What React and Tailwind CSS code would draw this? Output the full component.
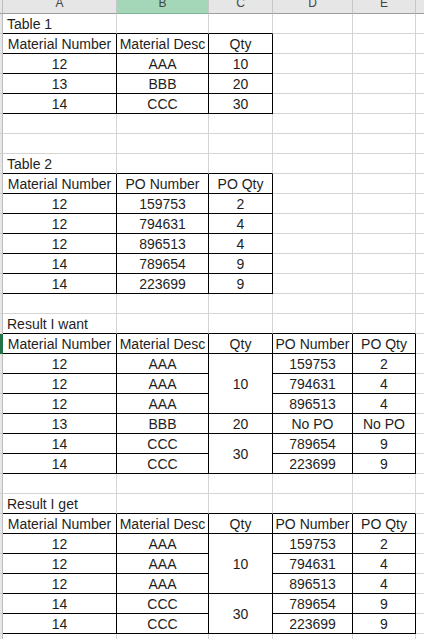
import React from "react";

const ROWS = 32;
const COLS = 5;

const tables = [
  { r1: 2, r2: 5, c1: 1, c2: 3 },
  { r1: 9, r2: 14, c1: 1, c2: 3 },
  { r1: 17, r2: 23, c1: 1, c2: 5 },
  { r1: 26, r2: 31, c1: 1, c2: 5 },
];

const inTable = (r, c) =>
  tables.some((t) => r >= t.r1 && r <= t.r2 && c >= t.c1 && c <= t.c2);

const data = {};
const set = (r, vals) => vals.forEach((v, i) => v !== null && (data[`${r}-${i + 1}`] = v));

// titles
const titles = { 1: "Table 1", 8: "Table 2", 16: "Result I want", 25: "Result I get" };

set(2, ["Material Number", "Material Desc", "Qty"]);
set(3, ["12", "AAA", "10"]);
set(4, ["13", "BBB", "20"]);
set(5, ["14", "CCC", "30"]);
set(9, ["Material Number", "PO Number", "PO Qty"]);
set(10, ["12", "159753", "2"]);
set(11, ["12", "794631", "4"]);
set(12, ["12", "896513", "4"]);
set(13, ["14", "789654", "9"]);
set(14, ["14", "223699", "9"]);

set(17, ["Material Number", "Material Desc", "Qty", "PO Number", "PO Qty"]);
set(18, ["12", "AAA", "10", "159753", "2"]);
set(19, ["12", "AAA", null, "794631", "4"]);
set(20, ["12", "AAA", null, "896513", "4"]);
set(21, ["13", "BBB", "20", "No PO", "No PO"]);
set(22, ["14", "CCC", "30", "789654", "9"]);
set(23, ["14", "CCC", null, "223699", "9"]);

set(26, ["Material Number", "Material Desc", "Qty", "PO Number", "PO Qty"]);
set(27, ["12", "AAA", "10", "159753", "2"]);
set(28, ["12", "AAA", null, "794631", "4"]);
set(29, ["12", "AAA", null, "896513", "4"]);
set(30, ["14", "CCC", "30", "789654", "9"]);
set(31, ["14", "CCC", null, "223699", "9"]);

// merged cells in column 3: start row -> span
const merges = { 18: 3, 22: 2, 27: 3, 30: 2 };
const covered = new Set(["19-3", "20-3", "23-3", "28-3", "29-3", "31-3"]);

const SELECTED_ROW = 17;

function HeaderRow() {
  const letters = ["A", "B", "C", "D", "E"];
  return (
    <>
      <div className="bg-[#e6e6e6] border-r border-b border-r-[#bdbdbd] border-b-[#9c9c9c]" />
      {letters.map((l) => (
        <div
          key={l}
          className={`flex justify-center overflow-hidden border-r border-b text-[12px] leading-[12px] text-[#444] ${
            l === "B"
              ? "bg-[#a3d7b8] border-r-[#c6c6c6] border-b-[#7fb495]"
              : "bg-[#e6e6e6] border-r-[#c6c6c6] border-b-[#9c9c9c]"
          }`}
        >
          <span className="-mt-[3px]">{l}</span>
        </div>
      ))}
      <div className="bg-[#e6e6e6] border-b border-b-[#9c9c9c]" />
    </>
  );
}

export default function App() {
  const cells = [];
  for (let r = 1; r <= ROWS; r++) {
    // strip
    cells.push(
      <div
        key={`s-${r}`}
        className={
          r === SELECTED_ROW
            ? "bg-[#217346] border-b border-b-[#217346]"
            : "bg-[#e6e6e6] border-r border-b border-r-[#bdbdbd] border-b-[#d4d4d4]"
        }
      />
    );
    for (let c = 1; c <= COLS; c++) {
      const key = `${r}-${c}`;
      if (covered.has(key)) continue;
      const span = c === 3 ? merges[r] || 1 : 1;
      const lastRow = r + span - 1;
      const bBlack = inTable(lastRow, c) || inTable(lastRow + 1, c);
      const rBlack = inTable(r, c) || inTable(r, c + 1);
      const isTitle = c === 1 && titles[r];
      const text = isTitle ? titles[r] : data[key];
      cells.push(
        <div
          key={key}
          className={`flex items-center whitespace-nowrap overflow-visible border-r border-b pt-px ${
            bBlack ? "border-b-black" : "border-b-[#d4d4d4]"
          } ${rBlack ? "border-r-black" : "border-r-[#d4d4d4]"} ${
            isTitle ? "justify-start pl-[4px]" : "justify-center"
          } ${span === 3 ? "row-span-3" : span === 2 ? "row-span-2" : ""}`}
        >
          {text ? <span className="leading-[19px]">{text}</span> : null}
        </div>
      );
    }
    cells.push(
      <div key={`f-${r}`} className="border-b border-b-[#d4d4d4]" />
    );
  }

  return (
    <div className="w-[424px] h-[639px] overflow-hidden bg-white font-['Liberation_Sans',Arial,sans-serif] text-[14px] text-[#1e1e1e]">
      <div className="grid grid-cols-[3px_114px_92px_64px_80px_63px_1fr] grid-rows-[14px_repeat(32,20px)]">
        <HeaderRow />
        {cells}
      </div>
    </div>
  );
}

+-------+

▸ **Task to carry out**: Omit every picture, then repeat the remaining data exactly as it appears above.

▸ **Correct result**:
What React and Tailwind CSS code would draw this? Output the full component.
import React from "react";

const ROWS = 32;
const COLS = 5;

const tables = [
  { r1: 2, r2: 5, c1: 1, c2: 3 },
  { r1: 9, r2: 14, c1: 1, c2: 3 },
  { r1: 17, r2: 23, c1: 1, c2: 5 },
  { r1: 26, r2: 31, c1: 1, c2: 5 },
];

const inTable = (r, c) =>
  tables.some((t) => r >= t.r1 && r <= t.r2 && c >= t.c1 && c <= t.c2);

const data = {};
const set = (r, vals) => vals.forEach((v, i) => v !== null && (data[`${r}-${i + 1}`] = v));

// titles
const titles = { 1: "Table 1", 8: "Table 2", 16: "Result I want", 25: "Result I get" };

set(2, ["Material Number", "Material Desc", "Qty"]);
set(3, ["12", "AAA", "10"]);
set(4, ["13", "BBB", "20"]);
set(5, ["14", "CCC", "30"]);
set(9, ["Material Number", "PO Number", "PO Qty"]);
set(10, ["12", "159753", "2"]);
set(11, ["12", "794631", "4"]);
set(12, ["12", "896513", "4"]);
set(13, ["14", "789654", "9"]);
set(14, ["14", "223699", "9"]);

set(17, ["Material Number", "Material Desc", "Qty", "PO Number", "PO Qty"]);
set(18, ["12", "AAA", "10", "159753", "2"]);
set(19, ["12", "AAA", null, "794631", "4"]);
set(20, ["12", "AAA", null, "896513", "4"]);
set(21, ["13", "BBB", "20", "No PO", "No PO"]);
set(22, ["14", "CCC", "30", "789654", "9"]);
set(23, ["14", "CCC", null, "223699", "9"]);

set(26, ["Material Number", "Material Desc", "Qty", "PO Number", "PO Qty"]);
set(27, ["12", "AAA", "10", "159753", "2"]);
set(28, ["12", "AAA", null, "794631", "4"]);
set(29, ["12", "AAA", null, "896513", "4"]);
set(30, ["14", "CCC", "30", "789654", "9"]);
set(31, ["14", "CCC", null, "223699", "9"]);

// merged cells in column 3: start row -> span
const merges = { 18: 3, 22: 2, 27: 3, 30: 2 };
const covered = new Set(["19-3", "20-3", "23-3", "28-3", "29-3", "31-3"]);

const SELECTED_ROW = 17;

function HeaderRow() {
  const letters = ["A", "B", "C", "D", "E"];
  return (
    <>
      <div className="bg-[#e6e6e6] border-r border-b border-r-[#bdbdbd] border-b-[#9c9c9c]" />
      {letters.map((l) => (
        <div
          key={l}
          className={`flex justify-center overflow-hidden border-r border-b text-[12px] leading-[12px] text-[#444] ${
            l === "B"
              ? "bg-[#a3d7b8] border-r-[#c6c6c6] border-b-[#7fb495]"
              : "bg-[#e6e6e6] border-r-[#c6c6c6] border-b-[#9c9c9c]"
          }`}
        >
          <span className="-mt-[3px]">{l}</span>
        </div>
      ))}
      <div className="bg-[#e6e6e6] border-b border-b-[#9c9c9c]" />
    </>
  );
}

export default function App() {
  const cells = [];
  for (let r = 1; r <= ROWS; r++) {
    // strip
    cells.push(
      <div
        key={`s-${r}`}
        className={
          r === SELECTED_ROW
            ? "bg-[#217346] border-b border-b-[#217346]"
            : "bg-[#e6e6e6] border-r border-b border-r-[#bdbdbd] border-b-[#d4d4d4]"
        }
      />
    );
    for (let c = 1; c <= COLS; c++) {
      const key = `${r}-${c}`;
      if (covered.has(key)) continue;
      const span = c === 3 ? merges[r] || 1 : 1;
      const lastRow = r + span - 1;
      const bBlack = inTable(lastRow, c) || inTable(lastRow + 1, c);
      const rBlack = inTable(r, c) || inTable(r, c + 1);
      const isTitle = c === 1 && titles[r];
      const text = isTitle ? titles[r] : data[key];
      cells.push(
        <div
          key={key}
          className={`flex items-center whitespace-nowrap overflow-visible border-r border-b pt-px ${
            bBlack ? "border-b-black" : "border-b-[#d4d4d4]"
          } ${rBlack ? "border-r-black" : "border-r-[#d4d4d4]"} ${
            isTitle ? "justify-start pl-[4px]" : "justify-center"
          } ${span === 3 ? "row-span-3" : span === 2 ? "row-span-2" : ""}`}
        >
          {text ? <span className="leading-[19px]">{text}</span> : null}
        </div>
      );
    }
    cells.push(
      <div key={`f-${r}`} className="border-b border-b-[#d4d4d4]" />
    );
  }

  return (
    <div className="w-[424px] h-[639px] overflow-hidden bg-white font-['Liberation_Sans',Arial,sans-serif] text-[14px] text-[#1e1e1e]">
      <div className="grid grid-cols-[3px_114px_92px_64px_80px_63px_1fr] grid-rows-[14px_repeat(32,20px)]">
        <HeaderRow />
        {cells}
      </div>
    </div>
  );
}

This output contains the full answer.